# start of EXERCISE INPUT

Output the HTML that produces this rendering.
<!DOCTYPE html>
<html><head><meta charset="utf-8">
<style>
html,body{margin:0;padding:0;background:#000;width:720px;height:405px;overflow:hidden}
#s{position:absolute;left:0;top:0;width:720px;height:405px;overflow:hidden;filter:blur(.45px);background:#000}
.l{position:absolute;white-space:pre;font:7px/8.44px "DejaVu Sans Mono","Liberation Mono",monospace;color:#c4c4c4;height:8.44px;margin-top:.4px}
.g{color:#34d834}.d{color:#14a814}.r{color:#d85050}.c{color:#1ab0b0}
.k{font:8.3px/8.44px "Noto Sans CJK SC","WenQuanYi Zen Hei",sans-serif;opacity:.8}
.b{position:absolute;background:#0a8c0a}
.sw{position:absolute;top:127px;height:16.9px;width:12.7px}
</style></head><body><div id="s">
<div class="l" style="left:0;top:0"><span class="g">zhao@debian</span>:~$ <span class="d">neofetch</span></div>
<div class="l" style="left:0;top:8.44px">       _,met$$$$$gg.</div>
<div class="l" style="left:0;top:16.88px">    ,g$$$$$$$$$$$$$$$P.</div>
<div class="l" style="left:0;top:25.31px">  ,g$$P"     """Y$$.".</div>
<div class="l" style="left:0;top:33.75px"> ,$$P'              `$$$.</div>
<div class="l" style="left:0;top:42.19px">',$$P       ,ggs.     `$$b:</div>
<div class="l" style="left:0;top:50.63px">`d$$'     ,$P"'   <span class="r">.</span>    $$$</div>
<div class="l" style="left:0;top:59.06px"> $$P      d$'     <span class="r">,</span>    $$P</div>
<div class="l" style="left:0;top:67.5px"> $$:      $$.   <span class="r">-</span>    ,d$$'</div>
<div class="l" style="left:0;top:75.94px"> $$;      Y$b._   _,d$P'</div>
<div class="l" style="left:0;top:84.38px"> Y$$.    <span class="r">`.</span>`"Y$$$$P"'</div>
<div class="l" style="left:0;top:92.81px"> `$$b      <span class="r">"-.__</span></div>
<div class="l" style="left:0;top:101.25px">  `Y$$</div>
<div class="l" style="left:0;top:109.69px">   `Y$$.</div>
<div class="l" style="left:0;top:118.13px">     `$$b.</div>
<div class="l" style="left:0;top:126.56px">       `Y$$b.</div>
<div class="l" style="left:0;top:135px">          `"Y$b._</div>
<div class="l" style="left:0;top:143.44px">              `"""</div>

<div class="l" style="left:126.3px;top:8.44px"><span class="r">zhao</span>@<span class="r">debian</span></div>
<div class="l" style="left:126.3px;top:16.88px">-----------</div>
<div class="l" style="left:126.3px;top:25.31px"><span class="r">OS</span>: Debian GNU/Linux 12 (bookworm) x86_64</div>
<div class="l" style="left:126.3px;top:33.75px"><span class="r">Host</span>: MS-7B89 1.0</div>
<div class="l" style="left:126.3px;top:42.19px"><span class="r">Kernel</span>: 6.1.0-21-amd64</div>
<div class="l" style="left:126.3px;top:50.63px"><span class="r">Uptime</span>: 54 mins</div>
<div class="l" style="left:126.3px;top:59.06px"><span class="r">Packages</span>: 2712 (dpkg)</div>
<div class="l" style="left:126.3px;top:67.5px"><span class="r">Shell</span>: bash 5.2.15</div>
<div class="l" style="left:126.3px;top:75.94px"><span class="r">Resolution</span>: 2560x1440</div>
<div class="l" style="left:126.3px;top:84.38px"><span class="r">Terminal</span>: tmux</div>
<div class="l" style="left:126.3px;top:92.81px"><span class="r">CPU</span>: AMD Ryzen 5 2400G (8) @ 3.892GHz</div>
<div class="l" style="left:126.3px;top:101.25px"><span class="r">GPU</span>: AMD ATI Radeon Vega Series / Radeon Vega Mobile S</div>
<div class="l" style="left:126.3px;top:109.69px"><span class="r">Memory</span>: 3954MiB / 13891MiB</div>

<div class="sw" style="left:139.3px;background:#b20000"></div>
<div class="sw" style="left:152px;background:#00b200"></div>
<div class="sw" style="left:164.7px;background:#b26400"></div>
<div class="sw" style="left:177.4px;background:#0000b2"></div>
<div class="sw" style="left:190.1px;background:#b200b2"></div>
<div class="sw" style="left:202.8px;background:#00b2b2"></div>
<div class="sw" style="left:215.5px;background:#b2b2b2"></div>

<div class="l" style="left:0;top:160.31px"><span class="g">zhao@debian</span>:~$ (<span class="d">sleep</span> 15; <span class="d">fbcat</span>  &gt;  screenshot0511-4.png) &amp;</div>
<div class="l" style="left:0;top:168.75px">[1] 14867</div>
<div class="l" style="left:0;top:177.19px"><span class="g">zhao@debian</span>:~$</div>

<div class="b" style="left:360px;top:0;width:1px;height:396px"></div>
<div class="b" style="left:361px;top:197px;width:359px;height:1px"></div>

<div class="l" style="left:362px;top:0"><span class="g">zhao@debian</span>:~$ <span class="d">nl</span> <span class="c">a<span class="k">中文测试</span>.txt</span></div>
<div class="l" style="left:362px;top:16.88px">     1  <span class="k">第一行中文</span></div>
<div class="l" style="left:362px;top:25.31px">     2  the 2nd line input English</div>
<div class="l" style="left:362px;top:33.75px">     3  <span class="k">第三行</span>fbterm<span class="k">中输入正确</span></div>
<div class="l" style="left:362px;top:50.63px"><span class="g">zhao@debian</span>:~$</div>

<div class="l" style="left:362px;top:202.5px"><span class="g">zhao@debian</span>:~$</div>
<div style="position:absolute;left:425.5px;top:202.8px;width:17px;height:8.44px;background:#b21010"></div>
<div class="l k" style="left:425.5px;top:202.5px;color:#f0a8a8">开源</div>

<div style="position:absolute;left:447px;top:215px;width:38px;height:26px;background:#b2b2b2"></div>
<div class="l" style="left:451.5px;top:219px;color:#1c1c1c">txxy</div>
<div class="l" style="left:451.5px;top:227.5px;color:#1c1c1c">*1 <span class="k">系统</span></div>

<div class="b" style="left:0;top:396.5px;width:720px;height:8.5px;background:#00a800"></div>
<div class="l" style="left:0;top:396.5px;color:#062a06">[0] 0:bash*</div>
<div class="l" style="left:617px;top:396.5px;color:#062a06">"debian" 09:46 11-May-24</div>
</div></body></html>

# end of EXERCISE INPUT
# start of EXERCISE INPUT

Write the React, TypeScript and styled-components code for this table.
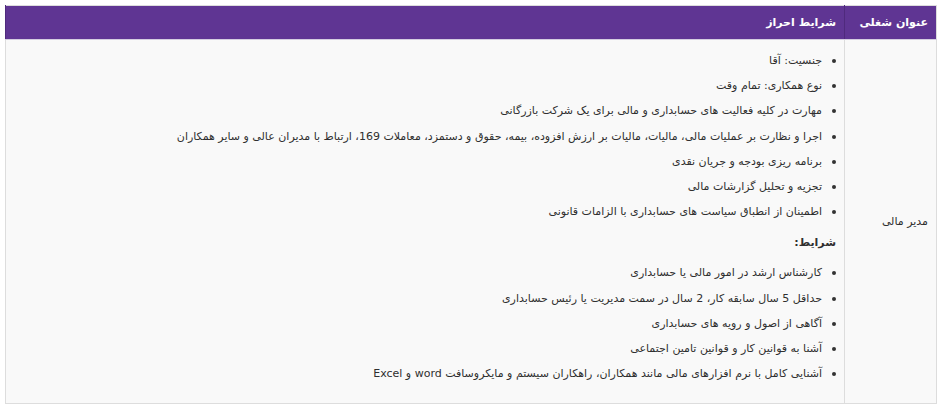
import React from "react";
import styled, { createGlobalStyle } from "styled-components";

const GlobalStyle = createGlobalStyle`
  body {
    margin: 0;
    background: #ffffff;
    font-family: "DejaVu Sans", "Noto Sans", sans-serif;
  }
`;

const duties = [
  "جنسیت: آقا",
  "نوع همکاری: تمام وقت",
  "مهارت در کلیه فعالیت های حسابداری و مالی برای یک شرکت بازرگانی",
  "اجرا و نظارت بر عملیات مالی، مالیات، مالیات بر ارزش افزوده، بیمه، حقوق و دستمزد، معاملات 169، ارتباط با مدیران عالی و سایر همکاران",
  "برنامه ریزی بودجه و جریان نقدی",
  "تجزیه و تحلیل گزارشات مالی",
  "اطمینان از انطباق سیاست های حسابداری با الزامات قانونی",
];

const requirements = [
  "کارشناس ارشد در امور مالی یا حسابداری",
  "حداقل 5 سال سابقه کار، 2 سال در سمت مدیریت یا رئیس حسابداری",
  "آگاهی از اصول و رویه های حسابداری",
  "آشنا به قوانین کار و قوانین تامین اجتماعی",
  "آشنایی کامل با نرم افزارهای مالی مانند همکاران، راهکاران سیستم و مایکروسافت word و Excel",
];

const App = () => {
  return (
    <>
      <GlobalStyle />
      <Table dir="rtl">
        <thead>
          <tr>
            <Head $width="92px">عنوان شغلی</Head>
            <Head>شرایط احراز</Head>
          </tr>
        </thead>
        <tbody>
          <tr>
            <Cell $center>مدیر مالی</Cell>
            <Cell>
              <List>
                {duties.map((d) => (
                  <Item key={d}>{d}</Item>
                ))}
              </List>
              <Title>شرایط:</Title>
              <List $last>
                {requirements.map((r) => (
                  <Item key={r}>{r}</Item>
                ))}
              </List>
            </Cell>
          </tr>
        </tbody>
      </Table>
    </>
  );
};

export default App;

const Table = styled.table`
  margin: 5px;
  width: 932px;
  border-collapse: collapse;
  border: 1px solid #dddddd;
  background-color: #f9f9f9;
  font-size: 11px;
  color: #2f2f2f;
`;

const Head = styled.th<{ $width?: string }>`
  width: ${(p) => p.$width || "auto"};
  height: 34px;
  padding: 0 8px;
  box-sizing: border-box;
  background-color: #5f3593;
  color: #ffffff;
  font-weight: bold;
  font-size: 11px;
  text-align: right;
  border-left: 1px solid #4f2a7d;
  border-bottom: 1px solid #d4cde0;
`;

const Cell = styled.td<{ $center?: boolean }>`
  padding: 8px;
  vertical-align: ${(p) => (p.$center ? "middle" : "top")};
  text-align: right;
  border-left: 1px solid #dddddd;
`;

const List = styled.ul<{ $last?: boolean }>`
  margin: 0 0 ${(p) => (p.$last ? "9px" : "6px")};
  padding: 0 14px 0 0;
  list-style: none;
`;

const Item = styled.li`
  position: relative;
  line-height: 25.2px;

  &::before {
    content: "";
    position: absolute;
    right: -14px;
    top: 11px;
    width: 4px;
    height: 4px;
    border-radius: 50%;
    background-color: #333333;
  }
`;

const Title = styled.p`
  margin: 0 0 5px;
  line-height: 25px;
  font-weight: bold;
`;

# end of EXERCISE INPUT
# start of EXERCISE INPUT

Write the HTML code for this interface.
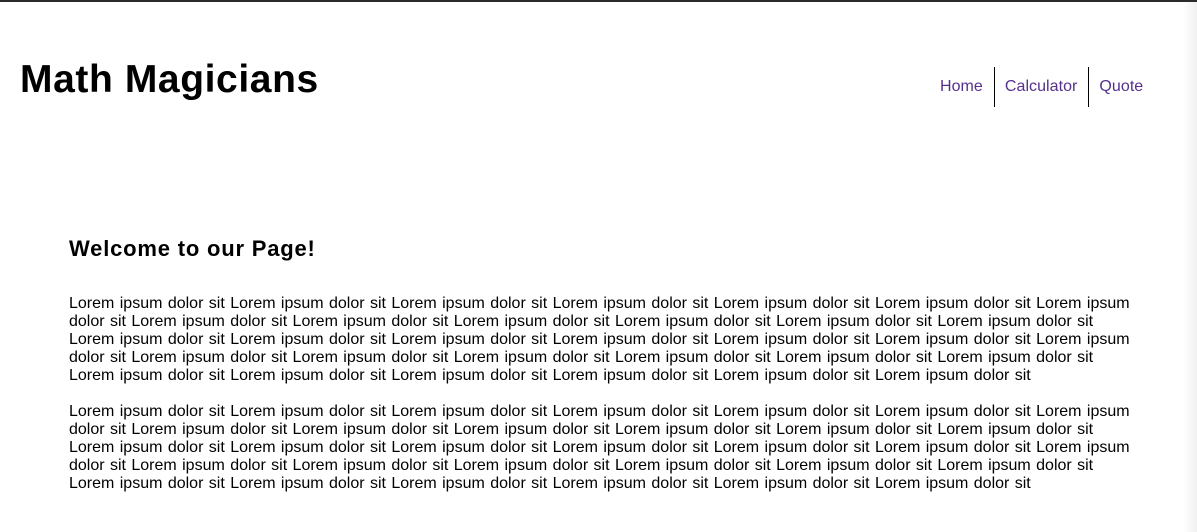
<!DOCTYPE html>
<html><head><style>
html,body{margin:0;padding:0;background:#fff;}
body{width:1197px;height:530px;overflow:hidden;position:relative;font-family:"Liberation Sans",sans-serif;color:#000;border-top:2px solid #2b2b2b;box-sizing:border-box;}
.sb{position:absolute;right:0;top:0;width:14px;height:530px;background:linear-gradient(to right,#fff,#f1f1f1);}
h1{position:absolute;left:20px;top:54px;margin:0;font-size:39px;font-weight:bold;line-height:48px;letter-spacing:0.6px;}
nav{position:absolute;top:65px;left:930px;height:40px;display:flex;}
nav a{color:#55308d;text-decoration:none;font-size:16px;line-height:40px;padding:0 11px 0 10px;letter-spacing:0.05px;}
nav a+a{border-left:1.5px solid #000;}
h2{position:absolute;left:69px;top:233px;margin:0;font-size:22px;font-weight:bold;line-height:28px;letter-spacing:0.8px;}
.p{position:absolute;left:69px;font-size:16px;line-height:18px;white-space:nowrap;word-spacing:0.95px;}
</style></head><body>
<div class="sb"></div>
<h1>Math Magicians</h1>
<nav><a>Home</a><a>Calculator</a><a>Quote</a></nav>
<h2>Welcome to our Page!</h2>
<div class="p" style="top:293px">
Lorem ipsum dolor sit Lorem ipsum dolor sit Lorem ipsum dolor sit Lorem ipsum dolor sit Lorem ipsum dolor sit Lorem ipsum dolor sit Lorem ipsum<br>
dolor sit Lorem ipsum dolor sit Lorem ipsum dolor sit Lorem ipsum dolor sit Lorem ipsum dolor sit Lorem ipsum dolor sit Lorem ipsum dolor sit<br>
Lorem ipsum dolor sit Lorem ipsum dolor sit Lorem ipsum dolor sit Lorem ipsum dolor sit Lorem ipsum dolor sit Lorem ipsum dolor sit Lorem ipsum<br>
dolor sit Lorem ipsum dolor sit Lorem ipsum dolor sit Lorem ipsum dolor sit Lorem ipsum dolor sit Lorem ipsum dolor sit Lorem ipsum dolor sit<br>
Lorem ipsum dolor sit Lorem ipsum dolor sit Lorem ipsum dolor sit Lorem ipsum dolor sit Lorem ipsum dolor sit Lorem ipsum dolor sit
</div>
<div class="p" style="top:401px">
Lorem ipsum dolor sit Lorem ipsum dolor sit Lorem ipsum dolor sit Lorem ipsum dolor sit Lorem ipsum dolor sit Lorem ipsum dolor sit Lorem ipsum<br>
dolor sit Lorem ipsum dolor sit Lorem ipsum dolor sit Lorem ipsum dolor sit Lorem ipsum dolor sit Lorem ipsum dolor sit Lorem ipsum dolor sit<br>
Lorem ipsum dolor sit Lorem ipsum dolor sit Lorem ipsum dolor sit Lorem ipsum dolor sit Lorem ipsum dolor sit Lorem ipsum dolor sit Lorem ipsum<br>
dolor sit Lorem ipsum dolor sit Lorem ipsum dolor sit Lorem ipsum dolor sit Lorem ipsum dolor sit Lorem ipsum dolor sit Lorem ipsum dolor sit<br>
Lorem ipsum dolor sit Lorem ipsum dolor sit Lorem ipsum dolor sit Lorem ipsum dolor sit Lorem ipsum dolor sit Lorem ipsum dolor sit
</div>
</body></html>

# end of EXERCISE INPUT

INSTRUCTIONS TO FOLLOW –
Go through the material and copy out every line with "code" in it.

WRITTEN ANSWER –
Write the React, TypeScript and styled-components code for this table.
Write the HTML code for this interface.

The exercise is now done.